Property Law

HOA Electric Car Charging Policy: Rules and Your Rights

If you want to install an EV charger but your HOA is pushing back, here's what the law says and how to make a strong case for approval.

More than a dozen states now have laws that prevent homeowners associations from banning electric vehicle chargers, but that doesn’t mean your HOA has no say in the process. Most associations can still impose rules about where the charger goes, how wiring is concealed, who pays for installation, and what insurance you carry. Understanding those boundaries before you submit your application saves weeks of back-and-forth and keeps your project from stalling over a technicality the board could have flagged on day one.

Right-to-Charge Laws

A growing number of states have passed “right-to-charge” statutes that override any HOA rule, covenant, or bylaw that outright bans EV charger installation. The core principle is consistent across these laws: if you have a designated parking space, the association cannot prohibit you from installing a charger in it. Some states extend that protection beyond deeded or assigned spaces to include shared parking areas accessible to the owner. A handful also cover renters, not just property owners.
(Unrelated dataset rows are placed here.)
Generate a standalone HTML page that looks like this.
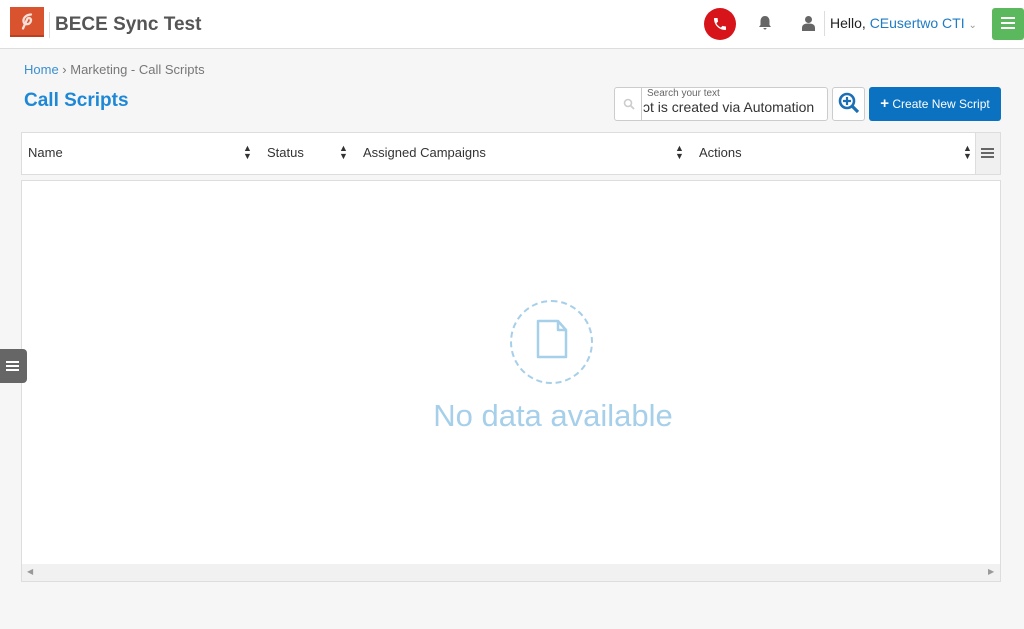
<!DOCTYPE html>
<html><head><meta charset="utf-8"><style>
*{box-sizing:border-box;margin:0;padding:0}
body{width:1024px;height:629px;background:#f6f6f6;font-family:"Liberation Sans",sans-serif;position:relative;overflow:hidden}
.a{position:absolute}
</style></head><body>
<div class="a" style="left:0;top:0;width:1024px;height:49px;background:#fff;border-bottom:1px solid #ddd"></div>
<div class="a" style="left:10px;top:7px;width:34px;height:30px;background:#d9532f;border-bottom:2px solid #b94020"></div>
<svg class="a" style="left:10px;top:7px" width="34" height="30" viewBox="0 0 34 30"><path d="M21 7.5C18 7.5 13 9.5 13.5 14.5C14 18 19 18 20.5 15C22 12 19.5 10 17.5 11.5L13 21.5" fill="none" stroke="#f7e0d8" stroke-width="2.3" stroke-linecap="round"/></svg>
<div class="a" style="left:49px;top:12px;width:1px;height:26px;background:#ddd"></div>
<div class="a" style="left:55px;top:14px;font-size:19px;font-weight:bold;color:#555">BECE Sync Test</div>
<div class="a" style="left:704px;top:8px;width:32px;height:32px;border-radius:50%;background:#d7141a"></div>
<svg class="a" style="left:712px;top:16px" width="16" height="16" viewBox="0 0 24 24"><path d="M6.6 10.8c1.4 2.8 3.8 5.1 6.6 6.6l2.2-2.2c.3-.3.7-.4 1-.2 1.1.4 2.3.6 3.6.6.6 0 1 .4 1 1V20c0 .6-.4 1-1 1C10.6 21 3 13.4 3 4c0-.6.4-1 1-1h3.5c.6 0 1 .4 1 1 0 1.3.2 2.5.6 3.6.1.3 0 .7-.2 1z" fill="#fff"/></svg>
<svg class="a" style="left:757px;top:15px" width="16" height="16" viewBox="0 0 16 16"><path d="M8 1c-3 0-4.5 2.5-4.5 5v4L2 12h12l-1.5-2V6C12.5 3.5 11 1 8 1z M6.5 13a1.5 1.5 0 003 0z" fill="#666"/></svg>
<svg class="a" style="left:802px;top:15px" width="13" height="16" viewBox="0 0 13 16"><circle cx="6.5" cy="4.5" r="3.5" fill="#666"/><path d="M0 16v-3c0-3 2-4.5 6.5-4.5S13 10 13 13v3z" fill="#666"/></svg>
<div class="a" style="left:824px;top:11px;width:1px;height:25px;background:#ddd"></div>
<div class="a" style="left:830px;top:15px;font-size:14px;color:#222">Hello, <span style="color:#1e7bc4">CEusertwo CTI</span> <span style="color:#999;font-size:10px">&#8964;</span></div>
<div class="a" style="left:992px;top:8px;width:32px;height:32px;background:#5cb85c;border-radius:3px"></div>
<div class="a" style="left:1001px;top:17px;width:14px;height:2px;background:#fff;box-shadow:0 5px 0 #fff,0 10px 0 #fff"></div>
<div class="a" style="left:24px;top:62px;font-size:13px;color:#777"><span style="color:#3a8fd0">Home</span> › Marketing - Call Scripts</div>
<div class="a" style="left:24px;top:90px;font-size:19px;font-weight:bold;color:#1e88d6">Call Scripts</div>
<div class="a" style="left:614px;top:87px;width:214px;height:34px;background:#fff;border:1px solid #ccc;border-radius:3px;overflow:hidden">
<div class="a" style="left:26px;top:0;width:1px;height:34px;background:#ccc"></div>
<svg class="a" style="left:8px;top:10px" width="12" height="12" viewBox="0 0 12 12"><circle cx="5" cy="5" r="3.5" stroke="#ccc" stroke-width="1.6" fill="none"/><line x1="7.5" y1="7.5" x2="11" y2="11" stroke="#ccc" stroke-width="1.8"/></svg>
<div class="a" style="left:32px;top:0px;font-size:10px;color:#666">Search your text</div>
<div class="a" style="left:28px;top:11px;font-size:14px;color:#333;white-space:nowrap">ɔt is created via Automation</div>
</div>
<div class="a" style="left:832px;top:87px;width:33px;height:34px;background:#fff;border:1px solid #ccc;border-radius:3px"></div>
<svg class="a" style="left:838px;top:92px" width="22" height="22" viewBox="0 0 22 22"><circle cx="9" cy="9" r="7" stroke="#1a6fb5" stroke-width="2.6" fill="none"/><path d="M9 5v8M5 9h8" stroke="#1a6fb5" stroke-width="2.2"/><line x1="14" y1="14" x2="20" y2="20" stroke="#1a6fb5" stroke-width="3.2"/></svg>
<div class="a" style="left:869px;top:87px;width:132px;height:34px;background:#0a72c0;border-radius:3px;color:#fff;font-size:12px;line-height:34px;text-align:center"><b style="font-size:15px">+</b> Create New Script</div>
<div class="a" style="left:21px;top:132px;width:980px;height:43px;background:#fff;border:1px solid #ddd"></div>
<div class="a" style="left:975px;top:132px;width:26px;height:43px;background:#f0f0f0;border:1px solid #ddd"></div>
<div class="a" style="left:981px;top:148px;width:13px;height:2px;background:#666;box-shadow:0 4px 0 #666,0 8px 0 #666"></div>
<div class="a" style="left:28px;top:145px;font-size:13px;color:#333">Name</div>
<div class="a" style="left:267px;top:145px;font-size:13px;color:#333">Status</div>
<div class="a" style="left:363px;top:145px;font-size:13px;color:#333">Assigned Campaigns</div>
<div class="a" style="left:699px;top:145px;font-size:13px;color:#333">Actions</div>
<div class="a" style="left:243px;top:144px;font-size:9px;line-height:8px;color:#333">▲<br>▼</div>
<div class="a" style="left:339px;top:144px;font-size:9px;line-height:8px;color:#333">▲<br>▼</div>
<div class="a" style="left:675px;top:144px;font-size:9px;line-height:8px;color:#333">▲<br>▼</div>
<div class="a" style="left:963px;top:144px;font-size:9px;line-height:8px;color:#333">▲<br>▼</div>
<div class="a" style="left:21px;top:180px;width:980px;height:402px;background:#fff;border:1px solid #ddd"></div>
<div class="a" style="left:22px;top:564px;width:978px;height:17px;background:#f1f1f1"></div>
<div class="a" style="left:27px;top:567px;font-size:8px;color:#999">◀</div>
<div class="a" style="left:988px;top:567px;font-size:8px;color:#999">▶</div>
<div class="a" style="left:510px;top:300px;width:83px;height:84px;border:2px dashed #a6cfea;border-radius:50%"></div>
<svg class="a" style="left:536px;top:319px" width="34" height="40" viewBox="0 0 34 40"><path d="M2 2h20l8 9v27H2z M22 2v9h8" fill="none" stroke="#a6cfea" stroke-width="2.5" stroke-linejoin="round"/></svg>
<div class="a" style="left:0;top:398px;width:1106px;text-align:center;font-size:31px;color:#a6cfea;font-weight:300">No data available</div>
<div class="a" style="left:0;top:349px;width:27px;height:34px;background:#666;border-radius:0 4px 4px 0"></div>
<div class="a" style="left:6px;top:361px;width:13px;height:2px;background:#fff;box-shadow:0 4px 0 #fff,0 8px 0 #fff"></div>
</body></html>
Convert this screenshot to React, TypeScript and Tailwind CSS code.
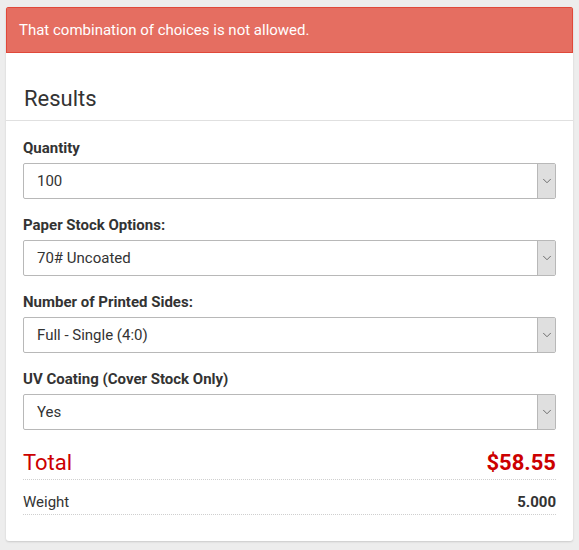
import { ChevronDown } from "lucide-react";

const fields = [
  { label: "Quantity", value: "100" },
  { label: "Paper Stock Options:", value: "70# Uncoated" },
  { label: "Number of Printed Sides:", value: "Full - Single (4:0)" },
  { label: "UV Coating (Cover Stock Only)", value: "Yes" },
];

function FakeSelect({ value }: { value: string }) {
  return (
    <div className="flex h-[36px] rounded-[2px] border border-[#b8b8b8] bg-white">
      <div className="flex flex-1 items-center pl-[13px] text-[15px] text-[#333]">{value}</div>
      <div className="flex w-[18px] items-center justify-center border-l border-[#b8b8b8] bg-[#dfdfdf]">
        <ChevronDown className="h-[14px] w-[14px] text-[#555]" strokeWidth={1.4} />
      </div>
    </div>
  );
}

export default function App() {
  return (
    <div className="min-h-[550px] bg-[#ededed] px-[6px] pt-[7px] font-['Roboto',sans-serif]">
      <div className="overflow-hidden rounded-[3px] bg-white shadow-[0_1px_2px_rgba(0,0,0,0.15)]">
        <div className="flex h-[46px] items-center border border-[#e0483a] bg-[#e56e61] pl-[12px] text-[15px] text-white">
          That combination of choices is not allowed.
        </div>
        <div className="px-[18px] pb-[7px] pt-[32px] text-[22px] leading-[28px] text-[#333]">Results</div>
        <div className="border-t border-[#e0e0e0]" />
        <div className="px-[17px] pt-[17px] pb-[26px]">
          {fields.map((f) => (
            <div key={f.label} className="mb-[16px]">
              <div className="mb-[5px] text-[15px] font-bold leading-[20px] text-[#333]">{f.label}</div>
              <FakeSelect value={f.value} />
            </div>
          ))}
          <div className="flex items-center justify-between border-b border-dotted border-[#cfcfcf] pt-[3px] pb-[2px] leading-[28px] text-[#cc0000]">
            <span className="text-[22px]">Total</span>
            <span className="text-[22px] font-bold">$58.55</span>
          </div>
          <div className="flex items-center justify-between border-b border-dotted border-[#cfcfcf] pt-[12px] pb-[2px] text-[15px] leading-[20px] text-[#333]">
            <span>Weight</span>
            <span className="font-bold">5.000</span>
          </div>
        </div>
      </div>
    </div>
  );
}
These laws don’t strip HOAs of all authority. They draw a line between outright bans (which are void) and reasonable restrictions (which are allowed). Typical reasonable restrictions include requiring a licensed electrician, mandating compliance with local building codes, and setting aesthetic guidelines for equipment placement. What the association cannot do is impose requirements so burdensome that they effectively function as a ban. Several of these statutes define “unreasonable” as any restriction that significantly increases the installation cost or meaningfully reduces the charger’s performance.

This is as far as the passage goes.